◆ Job ◆
Leave out the pictures and transcribe everything else exactly.

◆ Data block ◆
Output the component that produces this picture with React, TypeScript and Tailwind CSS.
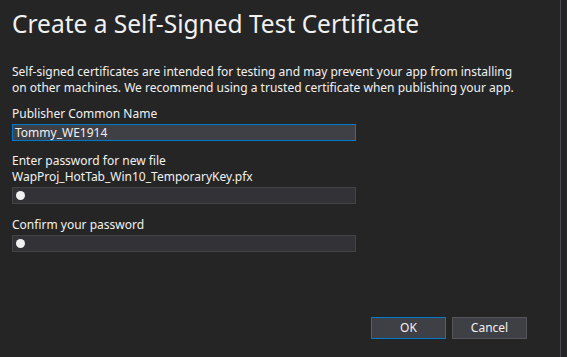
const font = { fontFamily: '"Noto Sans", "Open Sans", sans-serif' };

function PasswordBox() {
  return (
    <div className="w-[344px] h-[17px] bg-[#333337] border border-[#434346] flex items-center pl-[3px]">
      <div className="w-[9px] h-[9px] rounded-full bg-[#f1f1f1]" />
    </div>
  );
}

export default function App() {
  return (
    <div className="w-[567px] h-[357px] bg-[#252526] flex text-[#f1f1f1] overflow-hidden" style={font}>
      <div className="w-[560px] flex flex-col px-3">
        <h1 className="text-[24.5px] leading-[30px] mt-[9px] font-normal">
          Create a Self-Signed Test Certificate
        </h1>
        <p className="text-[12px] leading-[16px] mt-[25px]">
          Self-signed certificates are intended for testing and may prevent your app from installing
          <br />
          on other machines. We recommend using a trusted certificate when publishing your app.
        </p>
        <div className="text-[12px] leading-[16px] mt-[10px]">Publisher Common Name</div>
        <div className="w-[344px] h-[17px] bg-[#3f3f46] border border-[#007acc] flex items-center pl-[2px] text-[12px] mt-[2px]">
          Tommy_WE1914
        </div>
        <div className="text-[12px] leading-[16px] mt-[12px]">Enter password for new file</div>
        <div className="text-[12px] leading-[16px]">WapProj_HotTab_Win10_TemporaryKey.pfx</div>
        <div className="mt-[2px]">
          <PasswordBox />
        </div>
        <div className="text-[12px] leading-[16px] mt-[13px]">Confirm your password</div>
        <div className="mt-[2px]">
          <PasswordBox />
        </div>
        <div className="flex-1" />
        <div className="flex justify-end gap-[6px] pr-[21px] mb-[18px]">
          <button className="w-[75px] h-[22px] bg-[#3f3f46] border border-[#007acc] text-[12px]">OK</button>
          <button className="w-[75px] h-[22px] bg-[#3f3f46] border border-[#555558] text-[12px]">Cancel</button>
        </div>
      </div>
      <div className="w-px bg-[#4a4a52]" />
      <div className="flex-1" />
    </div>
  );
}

◆ Reply to the exercise ◆
Output the component that produces this picture with React, TypeScript and Tailwind CSS.
const font = { fontFamily: '"Noto Sans", "Open Sans", sans-serif' };

function PasswordBox() {
  return (
    <div className="w-[344px] h-[17px] bg-[#333337] border border-[#434346] flex items-center pl-[3px]">
      <div className="w-[9px] h-[9px] rounded-full bg-[#f1f1f1]" />
    </div>
  );
}

export default function App() {
  return (
    <div className="w-[567px] h-[357px] bg-[#252526] flex text-[#f1f1f1] overflow-hidden" style={font}>
      <div className="w-[560px] flex flex-col px-3">
        <h1 className="text-[24.5px] leading-[30px] mt-[9px] font-normal">
          Create a Self-Signed Test Certificate
        </h1>
        <p className="text-[12px] leading-[16px] mt-[25px]">
          Self-signed certificates are intended for testing and may prevent your app from installing
          <br />
          on other machines. We recommend using a trusted certificate when publishing your app.
        </p>
        <div className="text-[12px] leading-[16px] mt-[10px]">Publisher Common Name</div>
        <div className="w-[344px] h-[17px] bg-[#3f3f46] border border-[#007acc] flex items-center pl-[2px] text-[12px] mt-[2px]">
          Tommy_WE1914
        </div>
        <div className="text-[12px] leading-[16px] mt-[12px]">Enter password for new file</div>
        <div className="text-[12px] leading-[16px]">WapProj_HotTab_Win10_TemporaryKey.pfx</div>
        <div className="mt-[2px]">
          <PasswordBox />
        </div>
        <div className="text-[12px] leading-[16px] mt-[13px]">Confirm your password</div>
        <div className="mt-[2px]">
          <PasswordBox />
        </div>
        <div className="flex-1" />
        <div className="flex justify-end gap-[6px] pr-[21px] mb-[18px]">
          <button className="w-[75px] h-[22px] bg-[#3f3f46] border border-[#007acc] text-[12px]">OK</button>
          <button className="w-[75px] h-[22px] bg-[#3f3f46] border border-[#555558] text-[12px]">Cancel</button>
        </div>
      </div>
      <div className="w-px bg-[#4a4a52]" />
      <div className="flex-1" />
    </div>
  );
}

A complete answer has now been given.